A fascinating commentary on 1:18-32 is summarized on p. 103 (emphasis original): 

"Romans 1:18-32 is a biblically rooted judgment on gentile sinfulness. Thus, Psalm 79:6 reads, 'Pour out your anger on the nations.' But it is more than biblically rooted. The words in Romans 1 are a standard Jewish stereotype of the godless, idolatrous gentiles of the diaspora. Romans 1:18-32 does not descibe all humans."

Chapters 5-8

These chapters are lovely and refreshing no matter who is writing about them. I found not as much new insight from McKnight as from Wright, one of whose favorite chapters is Romans 8.

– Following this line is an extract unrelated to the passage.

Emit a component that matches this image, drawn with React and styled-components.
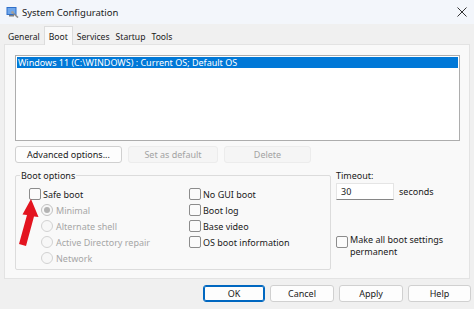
import React from 'react';
import styled, { createGlobalStyle } from 'styled-components';

const GlobalStyle = createGlobalStyle`
  html, body { margin: 0; padding: 0; }
  body {
    background: #f0f0f0;
    font-family: "Noto Sans", "Open Sans", sans-serif;
    font-size: 9px;
    color: #1a1a1a;
  }
`;

const Window = styled.div`
  position: relative;
  width: 474px;
  height: 309px;
  display: flex;
  flex-direction: column;
  background: #f0f0f0;
  overflow: hidden;
`;

const TitleBar = styled.div`
  height: 24px;
  display: flex;
  align-items: center;
  padding: 0 7px 0 6px;
  background: #f3f6fb;
  font-size: 9.5px;
  gap: 3px;
`;

const Title = styled.span`
  flex: 1;
  color: #1a1a1a;
`;

const TabStrip = styled.div`
  height: 20px;
  display: flex;
  align-items: flex-end;
  padding-left: 5px;
  font-size: 8.6px;
`;

const Tab = styled.div`
  height: ${p => (p.$active ? '19px' : '17px')};
  box-sizing: border-box;
  padding: 2px ${p => (p.$active ? '4px' : '2px')} 0;
  display: flex;
  align-items: center;
  background: ${p => (p.$active ? '#f9f9f9' : 'transparent')};
  border: 1px solid ${p => (p.$active ? '#dcdcdc' : 'transparent')};
  border-bottom: none;
  margin: 0 ${p => (p.$active ? '1px' : '0')} ${p => (p.$active ? '-1px' : '0')};
  position: relative;
  z-index: 1;
`;

const Page = styled.div`
  margin: 0 4px;
  height: 235px;
  background: #f9f9f9;
  border: 1px solid #e3e3e3;
  box-sizing: border-box;
  padding: 10px 0 0 10px;
  display: flex;
  flex-direction: column;
`;

const ListBox = styled.div`
  width: 445px;
  height: 86px;
  box-sizing: border-box;
  border: 1px solid #adadad;
  background: #fff;
  padding: 1px;
`;

const ListItem = styled.div`
  height: 11px;
  line-height: 11px;
  padding-left: 1px;
  background: ${p => (p.$selected ? '#0078d7' : 'transparent')};
  color: ${p => (p.$selected ? '#fff' : '#1a1a1a')};
  white-space: nowrap;
`;

const ButtonRow = styled.div`
  display: flex;
  gap: 6px;
  margin-top: 5px;
`;

const Button = styled.button`
  width: ${p => p.$w}px;
  height: 17px;
  padding: 0;
  font: inherit;
  font-size: 9px;
  border-radius: 3px;
  border: 1px solid ${p => (p.$focus ? '#0067c0' : p.disabled ? '#ececec' : '#d0d0d0')};
  box-shadow: ${p => (p.$focus ? 'inset 0 0 0 1px #0067c0' : 'none')};
  background: ${p => (p.disabled ? '#f5f5f5' : '#fdfdfd')};
  color: ${p => (p.disabled ? '#a3a3a3' : '#1a1a1a')};
`;

const Lower = styled.div`
  display: flex;
  gap: 5px;
  margin-top: 6px;
`;

const GroupBox = styled.fieldset`
  width: 316px;
  height: 101px;
  box-sizing: border-box;
  margin: 0;
  border: 1px solid #dcdcdc;
  border-radius: 2px;
  padding: 4px 0 0 13px;
  display: grid;
  grid-template-columns: 160px 1fr;
  align-content: start;
`;

const Legend = styled.legend`
  padding: 0 1px;
  margin-left: -9px;
  font-size: 9px;
`;

const Column = styled.div`
  display: flex;
  flex-direction: column;
`;

const Row = styled.label`
  height: 16px;
  display: flex;
  align-items: center;
  gap: 2px;
  padding-left: ${p => p.$indent || 0}px;
  color: ${p => (p.$disabled ? '#a6a6a6' : '#1a1a1a')};
  white-space: nowrap;
`;

const Check = styled.span`
  width: 10px;
  height: 10px;
  flex-shrink: 0;
  border: 1px solid #8c8c8c;
  border-radius: 2px;
  background: #fbfbfb;
`;

const Radio = styled.span`
  width: 10px;
  height: 10px;
  flex-shrink: 0;
  border-radius: 50%;
  border: 1px solid ${p => (p.$on ? '#c2c2c2' : '#d2d2d2')};
  background: #f7f7f7;
  display: flex;
  align-items: center;
  justify-content: center;
  margin-right: 1px;
  &::after {
    content: '';
    display: ${p => (p.$on ? 'block' : 'none')};
    width: 6px;
    height: 6px;
    border-radius: 50%;
    background: #b3b3b3;
  }
`;

const Side = styled.div`
  display: flex;
  flex-direction: column;
`;

const FieldLabel = styled.div`
  height: 13px;
  line-height: 13px;
`;

const TimeoutRow = styled.div`
  display: flex;
  align-items: center;
  gap: 5px;
  margin-top: 1px;
`;

const Input = styled.div`
  width: 58px;
  height: 17px;
  box-sizing: border-box;
  background: #fff;
  border: 1px solid #e5e5e5;
  border-bottom: 1px solid #868686;
  padding-left: 4px;
  line-height: 15px;
`;

const Permanent = styled.label`
  display: flex;
  align-items: flex-start;
  gap: 2px;
  margin-top: 36px;
  line-height: 12px;
  & > span:last-child {
    margin-top: -2px;
  }
`;

const Footer = styled.div`
  flex: 1;
  display: flex;
  justify-content: flex-end;
  align-items: flex-start;
  gap: 5px;
  padding: 6px 3px 0 0;
`;

const Arrow = styled.svg`
  position: absolute;
  left: 14px;
  top: 196px;
  pointer-events: none;
`;

const AppIcon = () => (
  <svg width="13" height="12" viewBox="0 0 13 12">
    <rect x="0.5" y="1" width="10" height="8" fill="#2f6fc9" />
    <rect x="1.5" y="2" width="8" height="6" fill="#6fa6ea" />
    <rect x="3" y="9" width="5" height="1.5" fill="#7b7b7b" />
    <path d="M6 6 L12 11.5" stroke="#8a8a8a" strokeWidth="1.6" />
    <circle cx="6.5" cy="6.5" r="1.4" fill="#a0a0a0" />
  </svg>
);

const CloseIcon = () => (
  <svg width="10" height="10" viewBox="0 0 10 10">
    <path d="M0.5 0.5 L9.5 9.5 M9.5 0.5 L0.5 9.5" stroke="#333" strokeWidth="1" />
  </svg>
);

export default function App() {
  return (
    <>
      <GlobalStyle />
      <Window>
        <TitleBar>
          <AppIcon />
          <Title>System Configuration</Title>
          <CloseIcon />
        </TitleBar>

        <TabStrip>
          <Tab>General</Tab>
          <Tab $active>Boot</Tab>
          <Tab>Services</Tab>
          <Tab>Startup</Tab>
          <Tab>Tools</Tab>
        </TabStrip>

        <Page>
          <ListBox>
            <ListItem $selected>Windows 11 (C:\WINDOWS) : Current OS; Default OS</ListItem>
          </ListBox>

          <ButtonRow>
            <Button $w={107}>Advanced options...</Button>
            <Button $w={90} disabled>Set as default</Button>
            <Button $w={87} disabled>Delete</Button>
          </ButtonRow>

          <Lower>
            <GroupBox>
              <Legend>Boot options</Legend>
              <Column>
                <Row><Check />Safe boot</Row>
                <Row $indent={12} $disabled><Radio $on />Minimal</Row>
                <Row $indent={12} $disabled><Radio />Alternate shell</Row>
                <Row $indent={12} $disabled><Radio />Active Directory repair</Row>
                <Row $indent={12} $disabled><Radio />Network</Row>
              </Column>
              <Column>
                <Row><Check />No GUI boot</Row>
                <Row><Check />Boot log</Row>
                <Row><Check />Base video</Row>
                <Row><Check />OS boot information</Row>
              </Column>
            </GroupBox>

            <Side>
              <FieldLabel>Timeout:</FieldLabel>
              <TimeoutRow>
                <Input>30</Input>
                <span>seconds</span>
              </TimeoutRow>
              <Permanent>
                <Check />
                <span>Make all boot settings<br />permanent</span>
              </Permanent>
            </Side>
          </Lower>
        </Page>

        <Footer>
          <Button $w={62} $focus>OK</Button>
          <Button $w={64}>Cancel</Button>
          <Button $w={64}>Apply</Button>
          <Button $w={63}>Help</Button>
        </Footer>

        <Arrow width="26" height="52" viewBox="0 0 26 52">
          <path
            d="M17 3 L24.5 21 L20 20.5 L12 50 L5 48 L13 19 L8.5 18.5 Z"
            fill="#e3141f"
          />
        </Arrow>
      </Window>
    </>
  );
}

Romans 5:12 is freshly interesting to me these days, due to several books I've been reading on the debate around the historical Adam and mode of creation. Page 150 asserts that Paul likely had an archetypal interpretation of Adam in mind:

"Romans 5:12 has generated a history of theology by itself, a history that made a mistake early when the Vulgate translated eph'ho as 'in whom.' Instead, it needs to be translated with 'because all have sinned' (NRSV) or, better yet, 'all sinned' (NIV, ESV) or 'with the result that all sinned' (CEB). . . . What he says is that Adam sinned, sin and death entered the world as agents, all die, and all die because all sin/sinned. Paul does not say that all die because all sinned when Adam sinned or in Adam's sin (original guilt). Oroginal sin has its importance in Christian theology, but some of its particulars should not be assumed for Paul, since he does not state them and since that view is so unusual in his Jewish world [see 2 Baruch 54:19]."

Did you learn anything new about Romans? It is indeed interesting to give the "backwards" reading strategy a try!